While this calculator provides accurate results for most general aviation scenarios, it's important to understand its limitations:

  • Standard Atmosphere Assumptions: The calculator uses the International Standard Atmosphere (ISA) model. In reality, atmospheric conditions can vary significantly from the standard model.
  • Compressibility Effects: For speeds above approximately 200 knots CAS or altitudes above 25,000 feet, compressibility effects become significant. This calculator uses a simplified compressibility correction that may not be precise at extreme conditions.
  • Aircraft-Specific Calibration: The calculator assumes standard instrument calibration. Your aircraft may have specific calibration errors that aren't accounted for.
  • Pitot-Static System Errors: The calculator doesn't account for potential errors in your aircraft's pitot-static system, such as blocked pitot tubes or static ports.
  • Humidity Effects: While humidity has a minor effect on air density, this calculator doesn't account for humidity variations.
  • Local Atmospheric Variations: The calculator assumes a standard lapse rate for temperature and pressure. Local atmospheric conditions (inversions, high/low pressure systems) can cause deviations.
  • Instrument Lag: In turbulent conditions, the pitot-static system may have lag in responding to rapid changes in airspeed or altitude.

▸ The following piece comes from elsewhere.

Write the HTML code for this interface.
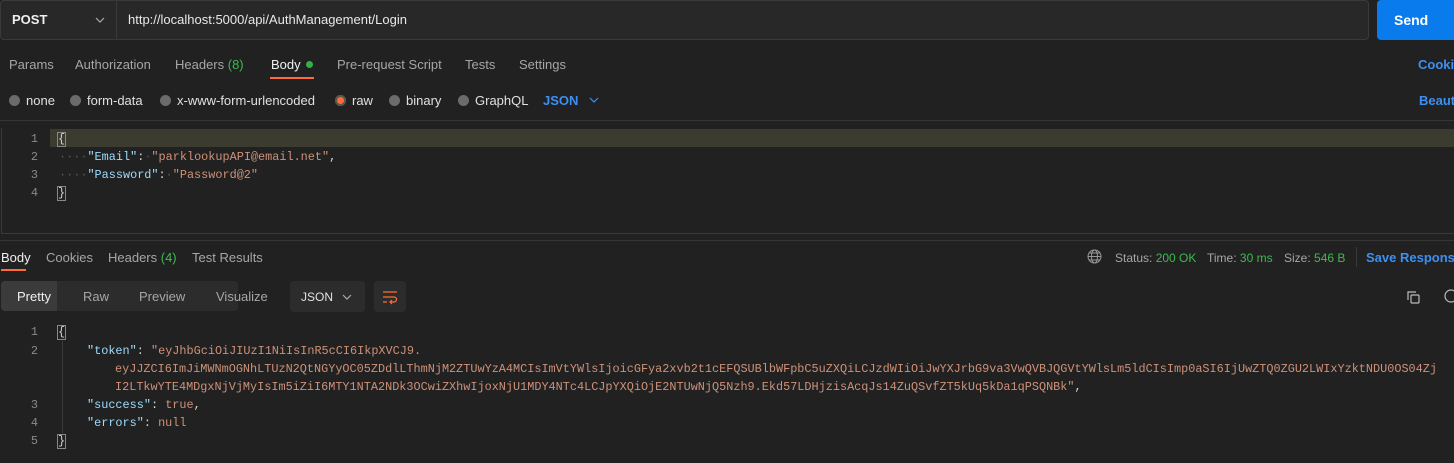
<!DOCTYPE html>
<html><head><meta charset="utf-8"><style>
*{margin:0;padding:0;box-sizing:border-box}
body{width:1454px;height:463px;background:#212121;overflow:hidden;position:relative;font-family:"Liberation Sans",sans-serif;font-size:13px;color:#a6a6a6}
.a{position:absolute;white-space:nowrap}
.mono{font-family:"Liberation Mono",monospace;font-size:11.85px}
.ln{position:absolute;width:38px;text-align:right;color:#8a8a8a;font-family:"Liberation Mono",monospace;font-size:11.85px}
.k{color:#9cdcfe}.s{color:#ce9178}.p{color:#d4d4d4}.dot{color:#555}
.rad{display:inline-block;width:11px;height:11px;border-radius:50%;background:#6b6b6b;vertical-align:-1px;margin-right:6px}
.brace{display:inline-block;border:1px solid #888;line-height:13px;color:#d4d4d4}
</style></head><body>
<!-- top bar -->
<div class="a" style="left:0;top:0;width:117px;height:40px;background:#282828;border:1px solid #3a3a3a;border-radius:4px 0 0 4px"></div>
<div class="a" style="left:12px;top:12px;color:#f0f0f0;font-weight:bold;font-size:13px">POST</div>
<svg class="a" style="left:95px;top:16px" width="10" height="8"><path d="M1 2l4 4 4-4" stroke="#aaa" fill="none" stroke-width="1.2"/></svg>
<div class="a" style="left:116px;top:0;width:1253px;height:40px;background:#282828;border:1px solid #3a3a3a;border-radius:0 4px 4px 0"></div>
<div class="a" style="left:128px;top:12px;color:#e8e8e8;font-size:13px">http://localhost:5000/api/AuthManagement/Login</div>
<div class="a" style="left:1377px;top:0;width:80px;height:40px;background:#097bed;border-radius:4px"></div>
<div class="a" style="left:1394px;top:12px;color:#fff;font-weight:bold;font-size:14px">Send</div>
<!-- tabs -->
<div class="a" style="left:9px;top:57px">Params</div>
<div class="a" style="left:75px;top:57px">Authorization</div>
<div class="a" style="left:175px;top:57px">Headers <span style="color:#3fb950">(8)</span></div>
<div class="a" style="left:271px;top:57px;color:#f0f0f0">Body <span style="display:inline-block;width:7px;height:7px;border-radius:50%;background:#2fb344;vertical-align:1px;margin-left:2px"></span></div>
<div class="a" style="left:228px;top:77px;width:0"></div>
<div class="a" style="left:270px;top:77px;width:44px;height:2px;background:#ff6c37"></div>
<div class="a" style="left:337px;top:57px">Pre-request Script</div>
<div class="a" style="left:465px;top:57px">Tests</div>
<div class="a" style="left:519px;top:57px">Settings</div>
<div class="a" style="left:1418px;top:57px;color:#3d8ff2;font-weight:bold">Cookies</div>
<!-- radios -->
<div class="a" style="left:9px;top:93px;color:#e0e0e0"><span class="rad"></span>none</div>
<div class="a" style="left:70px;top:93px;color:#e0e0e0"><span class="rad"></span>form-data</div>
<div class="a" style="left:160px;top:93px;color:#e0e0e0"><span class="rad"></span>x-www-form-urlencoded</div>
<div class="a" style="left:335px;top:93px;color:#e0e0e0"><span class="rad" style="background:#ff6c37;box-shadow:0 0 0 2px #555 inset"></span>raw</div>
<div class="a" style="left:389px;top:93px;color:#e0e0e0"><span class="rad"></span>binary</div>
<div class="a" style="left:458px;top:93px;color:#e0e0e0"><span class="rad"></span>GraphQL</div>
<div class="a" style="left:543px;top:93px;color:#3d8ff2;font-weight:bold">JSON</div>
<svg class="a" style="left:589px;top:96px" width="10" height="8"><path d="M1 2l4 4 4-4" stroke="#3d8ff2" fill="none" stroke-width="1.2"/></svg>
<div class="a" style="left:1419px;top:93px;color:#3d8ff2;font-weight:bold">Beautify</div>
<div class="a" style="left:0;top:120px;width:1454px;height:1px;background:#353535"></div>
<!-- editor -->
<div class="a" style="left:1px;top:128px;width:1px;height:106px;background:#3a3a3a"></div>
<div class="a" style="left:1px;top:233px;width:1453px;height:1px;background:#3a3a3a"></div>
<div class="a" style="left:0;top:240px;width:1454px;height:1px;background:#353535"></div>
<div class="a" style="left:50px;top:129px;width:1404px;height:18px;background:#3c3b30"></div>
<div class="ln" style="top:132px">1</div>
<div class="ln" style="top:150px">2</div>
<div class="ln" style="top:168px">3</div>
<div class="ln" style="top:186px">4</div>
<div class="a mono" style="left:57px;top:132px"><span class="brace">{</span></div>
<div class="a mono" style="left:59px;top:150px"><span class="dot">····</span><span class="k">"Email"</span><span class="p">:</span><span class="dot">·</span><span class="s">"parklookupAPI@email.net"</span><span class="p">,</span></div>
<div class="a mono" style="left:59px;top:168px"><span class="dot">····</span><span class="k">"Password"</span><span class="p">:</span><span class="dot">·</span><span class="s">"Password@2"</span></div>
<div class="a mono" style="left:57px;top:186px"><span class="brace">}</span></div>
<!-- response tabs -->
<div class="a" style="left:1px;top:250px;color:#f0f0f0">Body</div>
<div class="a" style="left:1px;top:269px;width:25px;height:2px;background:#ff6c37"></div>
<div class="a" style="left:46px;top:250px">Cookies</div>
<div class="a" style="left:108px;top:250px">Headers <span style="color:#3fb950">(4)</span></div>
<div class="a" style="left:192px;top:250px">Test Results</div>
<svg class="a" style="left:1087px;top:249px" width="15" height="15" fill="none" stroke="#999" stroke-width="1"><circle cx="7.5" cy="7.5" r="6.5"/><ellipse cx="7.5" cy="7.5" rx="3" ry="6.5"/><path d="M1 7.5h13M2 4h11M2 11h11"/></svg>
<div class="a" style="left:1115px;top:251px;font-size:12px">Status: <span style="color:#3fb950">200 OK</span></div>
<div class="a" style="left:1207px;top:251px;font-size:12px">Time: <span style="color:#3fb950">30 ms</span></div>
<div class="a" style="left:1284px;top:251px;font-size:12px">Size: <span style="color:#3fb950">546 B</span></div>
<div class="a" style="left:1356px;top:247px;width:1px;height:20px;background:#3a3a3a"></div>
<div class="a" style="left:1366px;top:250px;color:#3d8ff2;font-weight:bold">Save Response</div>
<!-- toolbar -->
<div class="a" style="left:1px;top:281px;width:237px;height:30px;background:#2c2c2c;border-radius:4px"></div>
<div class="a" style="left:1px;top:281px;width:56px;height:30px;background:#3b3b3b;border-radius:4px 0 0 4px"></div>
<div class="a" style="left:17px;top:289px;color:#f0f0f0">Pretty</div>
<div class="a" style="left:83px;top:289px">Raw</div>
<div class="a" style="left:139px;top:289px">Preview</div>
<div class="a" style="left:216px;top:289px">Visualize</div>
<div class="a" style="left:290px;top:281px;width:75px;height:31px;background:#2c2c2c;border-radius:4px"></div>
<div class="a" style="left:301px;top:290px;color:#e0e0e0;font-size:12px">JSON</div>
<svg class="a" style="left:342px;top:293px" width="10" height="8"><path d="M1 2l4 4 4-4" stroke="#aaa" fill="none" stroke-width="1.2"/></svg>
<div class="a" style="left:374px;top:281px;width:32px;height:31px;background:#2c2c2c;border-radius:4px"></div>
<svg class="a" style="left:381px;top:289px" width="18" height="16" fill="none" stroke="#ff6c37" stroke-width="1.2"><path d="M2 3h14M2 8h11a2.5 2.5 0 010 5H9M11 11l-2 2 2 2M2 13h4"/></svg>
<svg class="a" style="left:1405px;top:289px" width="16" height="16" fill="none" stroke="#bbb" stroke-width="1.2"><path d="M3 11V3h8"/><rect x="6" y="6" width="8" height="8" rx="1"/></svg>
<svg class="a" style="left:1443px;top:289px" width="12" height="16" fill="none" stroke="#bbb" stroke-width="1.2"><circle cx="8" cy="7" r="6"/></svg>
<!-- response code -->
<div class="ln" style="top:325px">1</div>
<div class="ln" style="top:344px">2</div>
<div class="ln" style="top:398px">3</div>
<div class="ln" style="top:416px">4</div>
<div class="ln" style="top:434px">5</div>
<div class="a" style="left:62px;top:341px;width:1px;height:92px;background:#3a3a3a"></div>
<div class="a mono" style="left:57px;top:325px"><span class="brace">{</span></div>
<div class="a mono" style="left:87px;top:344px"><span class="k">"token"</span><span class="p">: </span><span class="s">"eyJhbGciOiJIUzI1NiIsInR5cCI6IkpXVCJ9.</span></div>
<div class="a mono s" style="left:115px;top:362px">eyJJZCI6ImJiMWNmOGNhLTUzN2QtNGYyOC05ZDdlLThmNjM2ZTUwYzA4MCIsImVtYWlsIjoicGFya2xvb2t1cEFQSUBlbWFpbC5uZXQiLCJzdWIiOiJwYXJrbG9va3VwQVBJQGVtYWlsLm5ldCIsImp0aSI6IjUwZTQ0ZGU2LWIxYzktNDU0OS04Zj</div>
<div class="a mono" style="left:115px;top:380px"><span class="s">I2LTkwYTE4MDgxNjVjMyIsIm5iZiI6MTY1NTA2NDk3OCwiZXhwIjoxNjU1MDY4NTc4LCJpYXQiOjE2NTUwNjQ5Nzh9.Ekd57LDHjzisAcqJs14ZuQSvfZT5kUq5kDa1qPSQNBk"</span><span class="p">,</span></div>
<div class="a mono" style="left:87px;top:398px"><span class="k">"success"</span><span class="p">: </span><span class="s">true</span><span class="p">,</span></div>
<div class="a mono" style="left:87px;top:416px"><span class="k">"errors"</span><span class="p">: </span><span class="s">null</span></div>
<div class="a mono" style="left:57px;top:434px"><span class="brace">}</span></div>
</body></html>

When to Use Alternative Methods:

  • For high-performance or jet aircraft, use the aircraft's air data computer or POH-specific charts.
  • For flight test or certification purposes, use more precise methods accounting for all error sources.
  • For extreme altitudes (above 40,000 feet) or speeds (above Mach 0.8), use specialized aerodynamics software.